Insurance companies lose money when policyholders file claims. The bigger the claim, the more incentive the company has to deny it. Bad faith insurance laws protect those who paid for coverage by giving them away to push back against an insurance company. If they deny a valid and appropriate claim, the claimant can take them to court for more than their claim is worth.
Not all insurance policies and coverage fall under the same laws. Your employer-sponsored disability benefits will likely be subject to requirements from the Employee Retirement Income Security Act of 1974 (ERISA). Coverage governed by ERISA has different rules than most other kinds of insurance. What rights do you have when you think the denial of an ERISA claim was in bad faith?
You have the right to challenge the denial but not to seek a punitive award
Part of what ERISA does is help support those in need of benefits funded through their employer.
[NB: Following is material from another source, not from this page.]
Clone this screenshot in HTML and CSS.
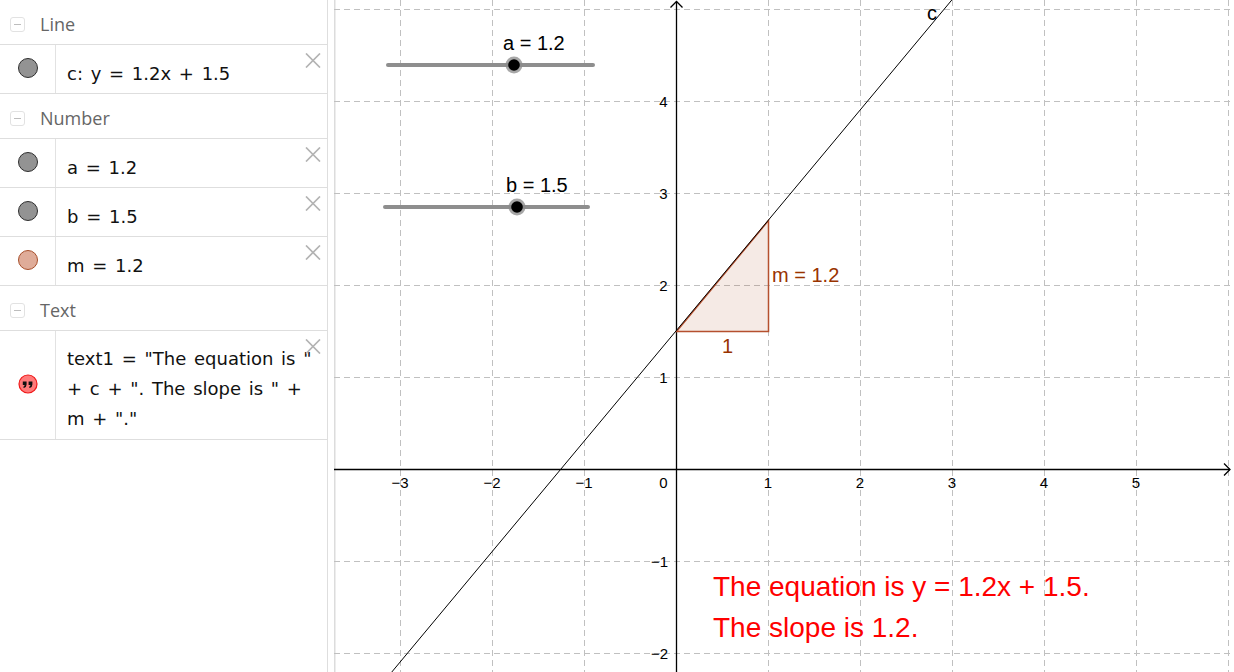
FILE: index.html
```html
<!DOCTYPE html>
<html lang="en">
<head>
<meta charset="utf-8">
<title>GeoGebra – Slope</title>
<link rel="stylesheet" href="styles.css">
</head>
<body>
<div class="app">
  <aside class="algebra">
    <div class="group-header"><span class="toggle"></span><span class="group-title">Line</span></div>
    <div class="item">
      <div class="marble-cell"><span class="marble marble-gray"></span></div>
      <div class="formula">c: y = 1.2x + 1.5</div>
      <span class="close"><svg viewBox="0 0 16 15" width="16" height="15"><path d="M1 0.5 L15 14.5 M15 0.5 L1 14.5"/></svg></span>
    </div>

    <div class="group-header"><span class="toggle"></span><span class="group-title">Number</span></div>
    <div class="item">
      <div class="marble-cell"><span class="marble marble-gray"></span></div>
      <div class="formula">a = 1.2</div>
      <span class="close"><svg viewBox="0 0 16 15" width="16" height="15"><path d="M1 0.5 L15 14.5 M15 0.5 L1 14.5"/></svg></span>
    </div>
    <div class="item">
      <div class="marble-cell"><span class="marble marble-gray"></span></div>
      <div class="formula">b = 1.5</div>
      <span class="close"><svg viewBox="0 0 16 15" width="16" height="15"><path d="M1 0.5 L15 14.5 M15 0.5 L1 14.5"/></svg></span>
    </div>
    <div class="item">
      <div class="marble-cell"><span class="marble marble-brown"></span></div>
      <div class="formula">m = 1.2</div>
      <span class="close"><svg viewBox="0 0 16 15" width="16" height="15"><path d="M1 0.5 L15 14.5 M15 0.5 L1 14.5"/></svg></span>
    </div>

    <div class="group-header"><span class="toggle"></span><span class="group-title">Text</span></div>
    <div class="item item-text">
      <div class="marble-cell"><svg class="text-marble" viewBox="0 0 20 20" width="20" height="20">
        <circle cx="10" cy="10" r="9" fill="#ff7a7a" stroke="#f01818" stroke-width="1.2"/>
        <path d="M4.8 7.4 h3.8 v3 q0 2.6 -2.7 3.6 l-0.7 -1 q1.4 -0.7 1.5 -1.9 h-1.9 z" fill="#111"/>
        <path d="M10.6 7.4 h3.8 v3 q0 2.6 -2.7 3.6 l-0.7 -1 q1.4 -0.7 1.5 -1.9 h-1.9 z" fill="#111"/>
      </svg></div>
      <div class="formula formula-multi">text1 = "The equation is "<br>+ c + ". The slope is " +<br>m + "."</div>
      <span class="close"><svg viewBox="0 0 16 15" width="16" height="15"><path d="M1 0.5 L15 14.5 M15 0.5 L1 14.5"/></svg></span>
    </div>
  </aside>
  <div class="splitter"></div>
  <main class="graphics">
    <svg class="canvas" width="900" height="672" viewBox="0 0 900 672">
      <line x1="0.5" y1="0" x2="0.5" y2="672" class="edge"/>
      <g class="grid">
        <line x1="66.5" y1="0" x2="66.5" y2="672"/>
        <line x1="158.5" y1="0" x2="158.5" y2="672"/>
        <line x1="250.5" y1="0" x2="250.5" y2="672"/>
        <line x1="434.5" y1="0" x2="434.5" y2="672"/>
        <line x1="526.5" y1="0" x2="526.5" y2="672"/>
        <line x1="618.5" y1="0" x2="618.5" y2="672"/>
        <line x1="710.5" y1="0" x2="710.5" y2="672"/>
        <line x1="802.5" y1="0" x2="802.5" y2="672"/>
        <line x1="894.5" y1="0" x2="894.5" y2="672"/>
        <line x1="0" y1="9.5" x2="900" y2="9.5"/>
        <line x1="0" y1="101.5" x2="900" y2="101.5"/>
        <line x1="0" y1="193.5" x2="900" y2="193.5"/>
        <line x1="0" y1="285.5" x2="900" y2="285.5"/>
        <line x1="0" y1="377.5" x2="900" y2="377.5"/>
        <line x1="0" y1="561.5" x2="900" y2="561.5"/>
        <line x1="0" y1="653.5" x2="900" y2="653.5"/>
      </g>
      <g class="axes">
        <line x1="0" y1="469.5" x2="896" y2="469.5"/>
        <polyline points="890,463.5 896,469.5 890,475.5"/>
        <line x1="342.5" y1="672" x2="342.5" y2="1.5"/>
        <polyline points="336.5,7.5 342.5,1.5 348.5,7.5"/>
      </g>
      <g class="axis-labels x-labels">
        <text x="66" y="488">−3</text>
        <text x="158" y="488">−2</text>
        <text x="250" y="488">−1</text>
        <text x="329.5" y="488">0</text>
        <text x="434" y="488">1</text>
        <text x="526" y="488">2</text>
        <text x="618" y="488">3</text>
        <text x="710" y="488">4</text>
        <text x="802" y="488">5</text>
      </g>
      <g class="axis-labels y-labels">
        <text x="333.5" y="107">4</text>
        <text x="333.5" y="199">3</text>
        <text x="333.5" y="291">2</text>
        <text x="333.5" y="383">1</text>
        <text x="334" y="567">−1</text>
        <text x="334" y="659">−2</text>
      </g>

      <polygon class="slope-triangle" points="342.5,331.5 434.5,331.5 434.5,220.6"/>
      <text class="slope-label" x="438" y="282">m = 1.2</text>
      <text class="slope-label" x="388" y="353">1</text>

      <line class="line-c" x1="57.8" y1="672" x2="617.8" y2="0"/>
      <text class="obj-label" x="593" y="20">c</text>

      <g class="slider">
        <line x1="54" y1="65" x2="259" y2="65" class="slider-track"/>
        <circle cx="180" cy="65" r="8.5" class="slider-halo"/>
        <circle cx="180" cy="65" r="5.8" class="slider-knob"/>
        <text x="169" y="50" class="obj-label">a = 1.2</text>
      </g>
      <g class="slider">
        <line x1="51" y1="207" x2="254" y2="207" class="slider-track"/>
        <circle cx="183" cy="207" r="8.5" class="slider-halo"/>
        <circle cx="183" cy="207" r="5.8" class="slider-knob"/>
        <text x="172" y="192" class="obj-label">b = 1.5</text>
      </g>

      <text class="result" x="379" y="596">The equation is y = 1.2x + 1.5.</text>
      <text class="result" x="379" y="637">The slope is 1.2.</text>
    </svg>
  </main>
</div>
</body>
</html>
```

FILE: styles.css
```css
html, body {
  margin: 0;
  padding: 0;
  width: 1234px;
  height: 672px;
  overflow: hidden;
  background: #ffffff;
}

.app {
  display: flex;
  width: 1234px;
  height: 672px;
}

.algebra {
  width: 327px;
  flex: none;
  border-right: 1px solid #dedede;
  background: #ffffff;
  font-family: "DejaVu Sans", sans-serif;
}

.group-header {
  height: 44px;
  box-sizing: content-box;
  border-bottom: 1px solid #dedede;
  display: flex;
  align-items: center;
}

.toggle {
  width: 13px;
  height: 13px;
  margin-left: 10px;
  margin-top: 5px;
  border: 1px solid #e2e2e2;
  border-radius: 3px;
  position: relative;
  flex: none;
}

.toggle::after {
  content: "";
  position: absolute;
  left: 3px;
  right: 3px;
  top: 6px;
  height: 1px;
  background: #bdbdbd;
}

.group-title {
  margin-left: 15px;
  padding-top: 4px;
  font-family: "Open Sans", sans-serif;
  font-size: 18px;
  color: #666666;
}

.item {
  position: relative;
  display: flex;
  height: 48px;
  border-bottom: 1px solid #dedede;
}

.item-text {
  height: 108px;
}

.marble-cell {
  width: 56px;
  flex: none;
  border-right: 1px solid #e2e2e2;
  display: flex;
  align-items: center;
  justify-content: center;
  padding-bottom: 3px;
  box-sizing: border-box;
}

.marble {
  width: 20px;
  height: 20px;
  border-radius: 50%;
  box-sizing: border-box;
}

.marble-gray {
  background: #939393;
  border: 1px solid #2e2e2e;
}

.marble-brown {
  background: #dfac99;
  border: 1px solid #a8502c;
}

.text-marble {
  display: block;
}

.formula {
  padding-left: 11px;
  padding-top: 8px;
  display: flex;
  align-items: center;
  font-size: 18px;
  color: #111111;
  white-space: nowrap;
  word-spacing: 2px;
}

.formula-multi {
  display: block;
  padding-top: 13px;
  line-height: 30px;
}

.close {
  position: absolute;
  top: 8px;
  right: 6px;
  width: 16px;
  height: 15px;
}

.close svg {
  display: block;
}

.close path {
  stroke: #b3b3b3;
  stroke-width: 1.7;
  fill: none;
}

.splitter {
  width: 6px;
  flex: none;
  background: #ffffff;
}

.graphics {
  width: 900px;
  height: 672px;
  flex: none;
}

.canvas {
  display: block;
}

.edge {
  stroke: #dcdcdc;
  stroke-width: 2;
}

.grid line {
  stroke: #c0c0c0;
  stroke-width: 1;
  stroke-dasharray: 6 4;
}

.axes line,
.axes polyline {
  stroke: #000000;
  stroke-width: 1.3;
  fill: none;
}

.axis-labels text {
  font-family: "Liberation Sans", Arial, sans-serif;
  font-size: 15px;
  fill: #000000;
}

.x-labels text {
  text-anchor: middle;
}

.y-labels text {
  text-anchor: end;
}

.slope-triangle {
  fill: rgba(153, 51, 0, 0.1);
  stroke: #b5502e;
  stroke-width: 1.5;
}

.slope-label {
  font-family: "Liberation Sans", Arial, sans-serif;
  font-size: 20px;
  fill: #993300;
}

.line-c {
  stroke: #000000;
  stroke-width: 1;
}

.obj-label {
  font-family: "Liberation Sans", Arial, sans-serif;
  font-size: 20px;
  fill: #000000;
}

.slider-track {
  stroke: #8e8e8e;
  stroke-width: 4;
  stroke-linecap: round;
}

.slider-halo {
  fill: #8a8a8a;
  opacity: 0.75;
}

.slider-knob {
  fill: #000000;
}

.result {
  font-family: "Liberation Sans", Arial, sans-serif;
  font-size: 28px;
  fill: #ff0000;
}
```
Your appeal rights will theoretically give you an opportunity to fight back if you wind up unfairly denied after filing a claim.
If someone with a homeowner’s policy can show the court that the denial of their coverage was an act of bad faith insurance by their provider, the courts may order not just the payment of the claim but also award additional compensation to the claimant as a way of punishing the company involved.
Such punitive awards are not an option for ERISA-governed policies. While you can push back and ask for the approval of the claim itself, you will not receive any monetary compensation beyond the value of the claim itself. Your attorney can provide valuable guidance as you pursue your case.